Pre-deployment checklist

• Shrinkage broken down by category using current inventory data (not assumptions)
• High-value or high-theft sections identified for priority deployment
• Legal review completed for relevant privacy regulations (GDPR, CCPA, local biometric law)
• Camera placement strategy reviewed against CV analytics requirements (resolution at target distance, angle coverage)
• Integration with POS and inventory systems scoped for analytics correlation
• Alert workflow defined — who receives alerts, what response is expected, how alerts are reviewed
• Baseline shrinkage measurement methodology established before deployment
• Staff communication plan completed (employee awareness and consent where required)
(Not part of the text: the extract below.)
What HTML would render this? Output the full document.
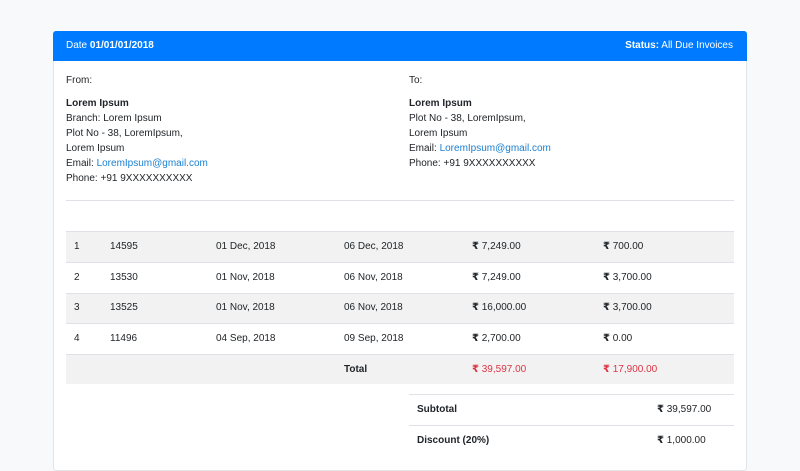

The honest ROI calculation

CV shrinkage systems are capital-intensive: cameras, compute infrastructure, software licensing, integration, and ongoing maintenance. Payback periods are typically 18–36 months in high-shrinkage environments, longer in lower-shrinkage stores.

The ROI calculation must account for:

• Total shrinkage (not just the portion CV can address)
• Realistic detection rate (not vendor-quoted maximum)
• Alert response cost (human time to review and act on alerts)
• False positive cost (customer and employee friction from incorrect interventions)
• Ongoing maintenance and model retraining cost

A CV shrinkage programme that covers 40% of a retailer’s shrinkage and reduces that portion by 20% delivers an 8% total shrinkage reduction. Whether that justifies the capital cost depends on the store’s shrinkage rate, sales volume, and margin — numbers that need to be calculated for each deployment, not assumed from industry averages.